[Mesa-dev] 7 questions and proposals about changes in the Gallium interface

Marek Olšák maraeo at gmail.com
Tue Mar 8 10:56:55 PST 2011


On Tue, Mar 8, 2011 at 5:11 PM, José Fonseca <jfonseca at vmware.com> wrote:

> On Mon, 2011-03-07 at 02:38 -0800, Keith Whitwell wrote:
> > On Sun, 2011-03-06 at 18:42 +0100, Marek Olšák wrote:
> > > 2) is_resource_referenced
> > >
> > > Now that the transfer functions are in pipe_context, is this hook
> > > really
> > > necessary?
> >
> > Good question.  I'd like to see those functions go away as they are
> > round-trips baked into the interface which is a pain if you try and
> > remote this stuff.
> >
> > I guess you'd still need to catch the write-after-read case within a
> > single context and turn that into a flush.
> >
> > I think others (Jose in particular) should comment, but I suspect that
> > individual drivers could now do this internally & not need to expose the
> > interface in gallium.
>
> That's correct.
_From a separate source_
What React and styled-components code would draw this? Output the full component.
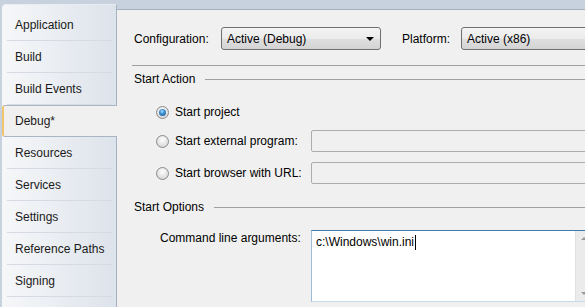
import styled, { createGlobalStyle } from 'styled-components';

const GlobalStyle = createGlobalStyle`
	html, body {
		margin: 0;
		padding: 0;
		overflow: hidden;
	}
	body {
		font-family: "Liberation Sans", Arial, sans-serif;
		font-size: 12px;
		color: #000;
	}
`;

const Window = styled.div`
	display: flex;
	width: 585px;
	height: 307px;
	background: #c8d2df;
	overflow: hidden;
`;

const Sidebar = styled.nav`
	width: 115px;
	flex-shrink: 0;
	margin: 4px 0 0 2px;
	padding-top: 4px;
	display: flex;
	flex-direction: column;
	box-sizing: border-box;
	border-top-left-radius: 4px;
	border-top: 1px solid #e9edf3;
	border-right: 1px solid #a6b2c3;
	background: linear-gradient(to right, #f6f7f9, #dde3eb);
`;

const Tab = styled.div`
	position: relative;
	height: 32px;
	display: flex;
	align-items: center;
	padding-left: 13px;
	color: #1a1a1a;
	box-sizing: border-box;

	&::after {
		content: '';
		position: absolute;
		left: 5px;
		right: 4px;
		bottom: 0;
		height: 1px;
		background: ${(p) => (p.$active ? 'transparent' : '#d6dbe3')};
	}

	${(p) =>
		p.$active &&
		`
		background: #f0f0f0;
		margin-right: -1px;
		padding-left: 11px;
		border-top: 1px solid #a9b4c4;
		border-bottom: 1px solid #a9b4c4;
		border-left: 2px solid #f1c56c;
		border-radius: 3px 0 0 3px;
	`}
`;

const Content = styled.main`
	flex: 1;
	min-width: 0;
	margin-top: 9px;
	padding-left: 15px;
	display: flex;
	flex-direction: column;
	background: #f0f0f0;
	border-top: 1px solid #a4aebc;
	overflow: hidden;
`;

const ConfigRow = styled.div`
	display: flex;
	align-items: center;
	height: 23px;
	margin-top: 17px;
	padding-left: 2px;
`;

const FieldLabel = styled.span`
	width: ${(p) => p.$width}px;
	margin-left: ${(p) => p.$offset || 0}px;
	flex-shrink: 0;
	white-space: nowrap;
`;

const Select = styled.div`
	width: ${(p) => p.$width}px;
	height: 23px;
	flex-shrink: 0;
	box-sizing: border-box;
	display: flex;
	align-items: center;
	justify-content: space-between;
	padding: 0 6px 0 5px;
	border: 1px solid #707070;
	border-radius: 3px;
	background: linear-gradient(#f3f3f3 0%, #ebebeb 50%, #dfdfdf 51%, #d3d3d3 100%);
	white-space: nowrap;
`;

const Arrow = styled.span`
	width: 0;
	height: 0;
	border-left: 4px solid transparent;
	border-right: 4px solid transparent;
	border-top: 4px solid #000;
`;

const Divider = styled.div`
	height: 1px;
	margin-top: 15px;
	background: #a0a0a0;
`;

const GroupHeader = styled.div`
	display: flex;
	align-items: center;
	gap: 10px;
	height: 16px;
	margin-top: ${(p) => p.$gap}px;
	padding-left: 2px;
	white-space: nowrap;

	&::after {
		content: '';
		flex: 1;
		height: 1px;
		background: #a0a0a0;
	}
`;

const Row = styled.div`
	display: flex;
	align-items: ${(p) => (p.$top ? 'flex-start' : 'center')};
	height: ${(p) => p.$height || 22}px;
	margin-top: ${(p) => p.$gap}px;
`;

const Choice = styled.label`
	width: 179px;
	flex-shrink: 0;
	box-sizing: border-box;
	padding-left: 24px;
	display: flex;
	align-items: center;
	gap: 6px;
	white-space: nowrap;
`;

const Radio = styled.span`
	position: relative;
	width: 13px;
	height: 13px;
	flex-shrink: 0;
	box-sizing: border-box;
	border-radius: 50%;
	border: 1px solid #8b8b8b;
	background: radial-gradient(circle at 50% 35%, #ffffff 0%, #e8e8e8 45%, #cdcdcd 100%);

	&::after {
		content: '';
		display: ${(p) => (p.$checked ? 'block' : 'none')};
		position: absolute;
		left: 2px;
		top: 2px;
		width: 7px;
		height: 7px;
		border-radius: 50%;
		background: radial-gradient(circle at 45% 35%, #a9e0ff 0%, #3c8fd0 40%, #1b4f86 100%);
	}
`;

const TextField = styled.div`
	width: 290px;
	height: 22px;
	flex-shrink: 0;
	box-sizing: border-box;
	border: 1px solid #adadad;
	border-radius: 2px;
	background: #f0f0f0;
`;

const ArgsLabel = styled.span`
	width: 179px;
	flex-shrink: 0;
	box-sizing: border-box;
	padding-left: 28px;
	line-height: 16px;
	white-space: nowrap;
`;

const TextArea = styled.div`
	width: 282px;
	height: 72px;
	flex-shrink: 0;
	box-sizing: border-box;
	display: flex;
	background: #fff;
	border: 1px solid;
	border-color: #3d7bad #b7d0e6 #c7dbee #9fbcd6;
`;

const TextValue = styled.div`
	flex: 1;
	padding: 4px;
	line-height: 14px;
	display: flex;
	align-items: flex-start;
`;

const Caret = styled.span`
	width: 1px;
	height: 15px;
	background: #000;
	margin-left: 1px;
`;

const Scrollbar = styled.div`
	width: 17px;
	box-sizing: border-box;
	display: flex;
	flex-direction: column;
	justify-content: space-between;
	align-items: center;
	padding: 6px 0;
	background: #ebebeb;
	border-left: 1px solid #e0e0e0;
`;

const ScrollArrow = styled.span`
	width: 0;
	height: 0;
	border-left: 3px solid transparent;
	border-right: 3px solid transparent;
	${(p) => (p.$down ? 'border-top: 3px solid #9a9a9a;' : 'border-bottom: 3px solid #9a9a9a;')}
`;

const tabs = [
	'Application',
	'Build',
	'Build Events',
	'Debug*',
	'Resources',
	'Services',
	'Settings',
	'Reference Paths',
	'Signing',
];

export default function App() {
	return (
		<>
			<GlobalStyle />
			<Window>
				<Sidebar>
					{tabs.map((t) => (
						<Tab key={t} $active={t === 'Debug*'}>
							{t}
						</Tab>
					))}
				</Sidebar>
				<Content>
					<ConfigRow>
						<FieldLabel $width={87}>Configuration:</FieldLabel>
						<Select $width={160}>
							Active (Debug)
							<Arrow />
						</Select>
						<FieldLabel $width={59} $offset={21}>
							Platform:
						</FieldLabel>
						<Select $width={160}>Active (x86)</Select>
					</ConfigRow>
					<Divider />
					<GroupHeader $gap={5}>Start Action</GroupHeader>
					<Row $gap={14}>
						<Choice>
							<Radio $checked />
							Start project
						</Choice>
					</Row>
					<Row $gap={7}>
						<Choice>
							<Radio />
							Start external program:
						</Choice>
						<TextField />
					</Row>
					<Row $gap={10}>
						<Choice>
							<Radio />
							Start browser with URL:
						</Choice>
						<TextField />
					</Row>
					<GroupHeader $gap={15}>Start Options</GroupHeader>
					<Row $gap={15} $height={72} $top>
						<ArgsLabel>Command line arguments:</ArgsLabel>
						<TextArea>
							<TextValue>
								c:\Windows\win.ini
								<Caret />
							</TextValue>
							<Scrollbar>
								<ScrollArrow />
								<ScrollArrow $down />
							</Scrollbar>
						</TextArea>
					</Row>
				</Content>
			</Window>
		</>
	);
}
State trackers no longer need this. This interface can
> be removed, and drivers that need it internally should be updated to use
> internal private interfaces.
>
> > > 5) Block compression formats naming
> > >
> > > Would anyone object to cleaning up the names of compression formats?
> > >
> > > There are (or will be) these formats: DXTn, RGTCn, LATCn, BPTCx. They
> > > have
> > > many things in common:
> > > - All of them have 4x4 pixel blocks.
> > > - One block is either 64 bits of 128 bits large.
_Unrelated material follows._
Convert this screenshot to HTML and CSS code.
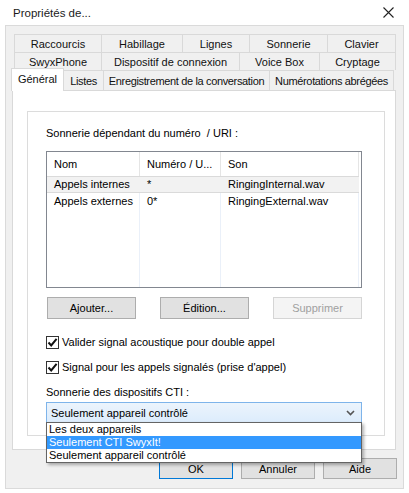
FILE: index.html
```html
<!DOCTYPE html>
<html lang="fr">

<head>
  <meta charset="UTF-8">
  <title>Propriétés de...</title>
  <link rel="stylesheet" href="styles.css">
</head>

<body>
  <div class="window">
    <div class="titlebar">
      <span class="title">Propriétés de...</span>
      <svg class="close" width="11" height="11" viewBox="0 0 11 11">
        <path d="M0.5 0.5 L10.5 10.5 M10.5 0.5 L0.5 10.5" stroke="#222" stroke-width="1.1" fill="none" />
      </svg>
    </div>

    <div class="client">
      <div class="tabs">
        <div class="tab-row back">
          <div class="tab" style="width:87px">Raccourcis</div>
          <div class="tab" style="width:81px">Habillage</div>
          <div class="tab" style="width:67px">Lignes</div>
          <div class="tab" style="width:78px">Sonnerie</div>
          <div class="tab last" style="width:69px">Clavier</div>
        </div>
        <div class="tab-row back">
          <div class="tab" style="width:87px">SwyxPhone</div>
          <div class="tab" style="width:138px">Dispositif de connexion</div>
          <div class="tab" style="width:80px">Voice Box</div>
          <div class="tab last" style="width:77px">Cryptage</div>
        </div>
        <div class="tab-row front">
          <div class="tab active" style="width:53px">Général</div>
          <div class="tab" style="width:40px">Listes</div>
          <div class="tab" style="width:166px">Enregistrement de la conversation</div>
          <div class="tab last" style="width:125px">Numérotations abrégées</div>
        </div>
      </div>

      <div class="panel">
        <div class="group">
          <div class="label">Sonnerie dépendant du numéro&nbsp; / URI :</div>

          <div class="listview">
            <div class="lv-col" style="width:93px">
              <div class="lv-head">Nom</div>
              <div class="lv-cell sel">Appels internes</div>
              <div class="lv-cell">Appels externes</div>
            </div>
            <div class="lv-col" style="width:81px">
              <div class="lv-head">Numéro / U...</div>
              <div class="lv-cell sel">*</div>
              <div class="lv-cell">0*</div>
            </div>
            <div class="lv-col" style="width:138px">
              <div class="lv-head">Son</div>
              <div class="lv-cell sel">RingingInternal.wav</div>
              <div class="lv-cell">RingingExternal.wav</div>
            </div>
          </div>

          <div class="list-buttons">
            <button class="btn">Ajouter...</button>
            <button class="btn">Édition...</button>
            <button class="btn disabled">Supprimer</button>
          </div>

          <div class="check first">
            <span class="box">
              <svg width="11" height="11" viewBox="0 0 11 11">
                <path d="M1.5 5.5 L4.2 8.4 L9.6 1.8" stroke="#111" stroke-width="2" fill="none" />
              </svg>
            </span>
            <span>Valider signal acoustique pour double appel</span>
          </div>
          <div class="check">
            <span class="box">
              <svg width="11" height="11" viewBox="0 0 11 11">
                <path d="M1.5 5.5 L4.2 8.4 L9.6 1.8" stroke="#111" stroke-width="2" fill="none" />
              </svg>
            </span>
            <span>Signal pour les appels signalés (prise d'appel)</span>
          </div>

          <div class="label cti">Sonnerie des dispositifs CTI :</div>

          <div class="combo-wrap">
            <div class="combo">
              <span>Seulement appareil contrôlé</span>
              <svg class="chevron" width="9" height="6" viewBox="0 0 9 6">
                <path d="M1 1 L4.5 4.5 L8 1" stroke="#555" stroke-width="1.6" fill="none" />
              </svg>
            </div>
            <div class="dropdown">
              <div class="option">Les deux appareils</div>
              <div class="option hl">Seulement CTI SwyxIt!</div>
              <div class="option">Seulement appareil contrôlé</div>
            </div>
          </div>
        </div>
      </div>

      <div class="dialog-buttons">
        <button class="btn default">OK</button>
        <button class="btn">Annuler</button>
        <button class="btn">Aide</button>
      </div>
    </div>
  </div>
</body>

</html>
```

FILE: styles.css
```css
body,
html {
  margin: 0;
  padding: 0;
  background-color: #ffffff;
  font-family: "Liberation Sans", Arial, sans-serif;
  font-size: 11px;
  color: #000000;
}

.window {
  width: 409px;
  height: 493px;
  overflow: hidden;
}

.titlebar {
  height: 25px;
  display: flex;
  align-items: center;
  padding-left: 13px;
  padding-right: 15px;
  background-color: #ffffff;
}

.title {
  font-size: 11.5px;
  color: #1a1a1a;
  flex: 1;
}

.close {
  display: block;
  margin-top: -1px;
}

.client {
  margin-left: 5px;
  width: 399px;
  height: 464px;
  box-sizing: border-box;
  border: 1px solid #dadada;
  background-color: #f0f0f0;
  padding-top: 8px;
}

/* tabs */

.tab-row {
  display: flex;
}

.tab-row.back {
  margin-left: 8px;
  height: 18px;
}

.tab-row.front {
  margin-left: 5px;
  height: 20px;
  align-items: flex-end;
}

.tab {
  box-sizing: border-box;
  height: 18px;
  border-top: 1px solid #d9d9d9;
  border-left: 1px solid #d9d9d9;
  background-color: #f0f0f0;
  display: flex;
  align-items: center;
  justify-content: center;
  white-space: nowrap;
  font-size: 11px;
  color: #111111;
}

.tab.last {
  border-right: 1px solid #d9d9d9;
}

.front .tab {
  height: 20px;
  letter-spacing: -0.35px;
}

.front .tab.active {
  height: 23px;
  margin-bottom: -1px;
  position: relative;
  z-index: 2;
  background-color: #ffffff;
  border-right: 1px solid #d9d9d9;
  margin-right: -1px;
  padding-bottom: 2px;
  letter-spacing: 0;
}

.panel {
  position: relative;
  margin-left: 6px;
  width: 384px;
  height: 360px;
  box-sizing: border-box;
  border: 1px solid #d9d9d9;
  background-color: #ffffff;
  padding-top: 20px;
  padding-left: 14px;
}

.group {
  width: 358px;
  height: 325px;
  box-sizing: border-box;
  border: 1px solid #dcdcdc;
  padding: 14px 0 0 18px;
}

.label {
  line-height: 15px;
  height: 15px;
}

/* list view */

.listview {
  margin-top: 10px;
  width: 316px;
  height: 137px;
  box-sizing: border-box;
  border: 1px solid #828790;
  display: flex;
  background-color: #ffffff;
}

.lv-col {
  box-sizing: border-box;
  border-right: 1px solid #eaf0f9;
}

.lv-head {
  height: 24px;
  line-height: 24px;
  padding-left: 7px;
  margin-right: -1px;
  border-right: 1px solid #e5e5e5;
  white-space: nowrap;
}

.lv-cell {
  height: 17px;
  line-height: 17px;
  padding-left: 7px;
  white-space: nowrap;
  overflow: hidden;
}

.lv-cell.sel {
  height: 15px;
  line-height: 15px;
  background-color: #f2f2f2;
  border-top: 1px solid #dadada;
  border-bottom: 1px solid #dadada;
  margin-right: -1px;
}

/* buttons */

.btn {
  box-sizing: border-box;
  width: 89px;
  height: 22px;
  padding: 0;
  background-color: #e1e1e1;
  border: 1px solid #adadad;
  font-family: "Liberation Sans", Arial, sans-serif;
  font-size: 11px;
  color: #000000;
}

.btn.disabled {
  background-color: #f4f4f4;
  border-color: #d5d5d5;
  color: #a0a0a0;
}

.btn.default {
  border-color: #0078d7;
}

.list-buttons {
  display: flex;
  gap: 24px;
  margin-top: 9px;
  margin-left: 1px;
}

/* checkboxes */

.check {
  display: flex;
  align-items: center;
  height: 16px;
  gap: 3px;
  margin-top: 9px;
}

.check.first {
  margin-top: 15px;
}

.box {
  box-sizing: border-box;
  width: 13px;
  height: 13px;
  border: 1px solid #333333;
  display: flex;
  align-items: center;
  justify-content: center;
  background-color: #ffffff;
}

.label.cti {
  margin-top: 10px;
}

/* combo */

.combo-wrap {
  position: relative;
  margin-top: 2px;
  width: 316px;
}

.combo {
  box-sizing: border-box;
  height: 21px;
  border: 1px solid #7eb4ea;
  background: linear-gradient(#ecf4fc, #dcecfc);
  display: flex;
  align-items: center;
  justify-content: space-between;
  padding: 0 6px 0 4px;
  font-size: 11px;
}

.dropdown {
  position: absolute;
  top: 20px;
  left: 0;
  width: 316px;
  box-sizing: border-box;
  border: 1px solid #646464;
  background-color: #ffffff;
  box-shadow: 2px 2px 3px rgba(0, 0, 0, 0.3);
  z-index: 10;
  font-size: 11px;
}

.option {
  height: 13px;
  line-height: 13px;
  padding-left: 2px;
}

.option.hl {
  background-color: #3399ff;
  color: #ffffff;
}

.dialog-buttons {
  display: flex;
  justify-content: flex-end;
  gap: 8px;
  margin-top: 8px;
  padding-right: 6px;
}

.dialog-buttons .btn {
  width: 74px;
  height: 21px;
}
```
> > > - RGTC and LATC are equal except for swizzling.
> > > - RGTC and LATC are based on DXTn encoding.
> > >
> > > I propose to copy the more consistent D3D11 naming and use the form
> > > PIPE_FORMAT_encoding_swizzle_type for all of them:
> > >
> > > PIPE_FORMAT_BC1_RGB_UNORM // DXT1 = BC1
> > > PIPE_FORMAT_BC1_RGB_SRGB
> > > PIPE_FORMAT_BC1_RGBA_UNORM
> > > PIPE_FORMAT_BC1_RGBA_SRGB
> > > PIPE_FORMAT_BC2_RGBA_UNORM // DXT3 = BC2
> > > PIPE_FORMAT_BC2_RGBA_SRGB
> > > PIPE_FORMAT_BC3_RGBA_UNORM // DXT5 = BC3
> > > PIPE_FORMAT_BC3_RGBA_SRGB
> > > PIPE_FORMAT_BC4_R_UNORM // RGTC1 = BC4
> > > PIPE_FORMAT_BC4_R_SNORM
> > > PIPE_FORMAT_BC4_L_UNORM // LATC1 = BC4
> > > PIPE_FORMAT_BC4_L_SNORM
> > > PIPE_FORMAT_BC5_RG_UNORM // RGTC2 = D3D/3DC = BC5
> > > PIPE_FORMAT_BC5_RG_SNORM
> > > PIPE_FORMAT_BC5_LA_UNORM // LATC2 = GL/3DC = BC5
> > > PIPE_FORMAT_BC5_LA_SNORM
> > > PIPE_FORMAT_BC6_RGB_FLOAT // BPTC (BC6H)
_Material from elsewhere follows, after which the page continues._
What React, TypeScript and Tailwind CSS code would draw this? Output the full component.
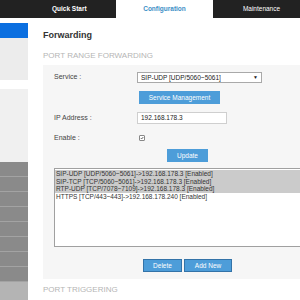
import React from "react";

const rules = [
  { text: "SIP-UDP [UDP/5060~5061]->192.168.178.3 [Enabled]", selected: true },
  { text: "SIP-TCP [TCP/5060~5061]->192.168.178.3 [Enabled]", selected: true },
  { text: "RTP-UDP [TCP/7078~7109]->192.168.178.3 [Enabled]", selected: true },
  { text: "HTTPS [TCP/443~443]->192.168.178.240 [Enabled]", selected: false },
];

export default function App() {
  return (
    <div className="w-[300px] h-[300px] overflow-hidden bg-white font-['Liberation_Sans',Arial,sans-serif] text-[#333]">
      {/* Top tabs */}
      <div className="flex h-[18px] w-[400px]">
        <div className="w-[116px] bg-[#222] text-white text-[6.5px] font-bold flex items-center pl-[52px]">
          Quick Start
        </div>
        <div className="w-[97px] bg-white text-[#3b8fc6] text-[6.5px] font-bold flex items-center justify-center">
          Configuration
        </div>
        <div className="w-[97px] bg-[#222] text-white text-[6.5px] flex items-center justify-center">
          Maintenance
        </div>
      </div>

      <div className="flex">
        {/* Sidebar */}
        <div className="w-[28px] shrink-0 flex flex-col">
          <div className="mt-[5px] h-[15px] bg-[#0b6fe0]" />
          <div className="h-[42px] bg-[#ececec]" />
          <div className="h-[9px]" />
          <div className="h-[73px] bg-[#f0f0f0]" />
          {Array.from({ length: 8 }).map((_, i) => (
            <div key={i} className="h-[15px] bg-[#8a8a8a] border-b border-[#a3a3a3]" />
          ))}
          <div className="h-[20px] bg-[#b4b4b4]" />
        </div>

        {/* Main */}
        <div className="ml-[15px] w-[289px] shrink-0">
          <div className="pt-[11px] text-[9px] leading-[12px] font-bold text-[#333]">Forwarding</div>
          <div className="mt-[10px] text-[8px] leading-[10px] text-[#b5b5b5]">PORT RANGE FORWARDING</div>

          <div className="mt-[4px] bg-[#f6f6f6] pt-[7px] pb-[7px] pl-[11px] pr-[11px] text-[7px] text-[#444]">
            <div className="flex items-center h-[11px]">
              <div className="w-[83px]">Service :</div>
              <div className="w-[125px] h-[11px] bg-white border border-[#a9a9a9] flex items-center justify-between pl-[3px] pr-[3px] text-[6.5px] text-[#222]">
                <span>SIP-UDP [UDP/5060~5061]</span>
                <span className="text-[5px]">▼</span>
              </div>
            </div>
            <div className="mt-[8px] pl-[85px]">
              <div className="w-[81px] h-[13px] bg-[#4d9dd9] text-white text-[6.5px] flex items-center justify-center">
                Service Management
              </div>
            </div>
            <div className="mt-[8px] flex items-center h-[12px]">
              <div className="w-[83px]">IP Address :</div>
              <div className="w-[90px] h-[12px] bg-white border border-[#cfcfcf] flex items-center pl-[3px] text-[6.5px] text-[#222]">
                192.168.178.3
              </div>
            </div>
            <div className="mt-[9px] flex items-center h-[10px]">
              <div className="w-[85px]">Enable :</div>
              <div className="w-[6px] h-[6px] bg-white border border-[#888] rounded-[1px] flex items-center justify-center">
                <svg viewBox="0 0 10 10" className="w-[6px] h-[6px]">
                  <path d="M2 5.2 L4.2 7.4 L8.2 2.6" fill="none" stroke="#333" strokeWidth="1.8" />
                </svg>
              </div>
            </div>
            <div className="mt-[6px] flex justify-center">
              <div className="w-[41px] h-[13px] bg-[#4d9dd9] text-white text-[6.5px] flex items-center justify-center">
                Update
              </div>
            </div>
            <div className="mt-[6px] h-[79px] bg-white border border-[#a0a0a0] pt-[1px] text-[6.5px] leading-[7.7px] text-[#333]">
              {rules.map((r) => (
                <div key={r.text} className={`pl-[1px] whitespace-nowrap ${r.selected ? "bg-[#cbcbcb]" : ""}`}>
                  {r.text}
                </div>
              ))}
            </div>
            <div className="mt-[12px] flex justify-center gap-[2px]">
              <div className="w-[39px] h-[13px] bg-[#4d9dd9] border border-[#3373a8] text-white text-[6.5px] flex items-center justify-center">
                Delete
              </div>
              <div className="w-[48px] h-[13px] bg-[#4d9dd9] border border-[#3373a8] text-white text-[6.5px] flex items-center justify-center">
                Add New
              </div>
            </div>
          </div>

          <div className="mt-[6px] text-[8px] leading-[10px] text-[#b5b5b5]">PORT TRIGGERING</div>
        </div>
      </div>
    </div>
  );
}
> > > PIPE_FORMAT_BC6_RGB_UFLOAT
> > > PIPE_FORMAT_BC7_RGBA_UNORM // BPTC
> > > PIPE_FORMAT_BC7_RGBA_SRGB
> > >
> > > The layout for all of them would be UTIL_FORMAT_LAYOUT_BC.
> > >
> > > UFLOAT is a float without the sign bit. I guess UFLOAT should be used
> > > for
> > > R11G11B10_FLOAT and R9G9B9E5_FLOAT too.
> >
> > Sounds good again, though this is more Jose's domain than mine.
>
> Although I'm all for consistency, I really see no point in a format name
> which is based on an arbitrary number as used in DX11, instead of a
> symbolic name with meaning as we have currently
>
> Imagine we want to expose a different compressed format, e.g., Khronos'
> ETC format. Which BC number shall we give? What will happen when
> Microsoft decides to assign a different number?
>
> IMO, renaming compressed formats to PIPE_FORMAT_BC* is pure waste of
> time.
>

Yeah, I later realized there is no benefit in doing this.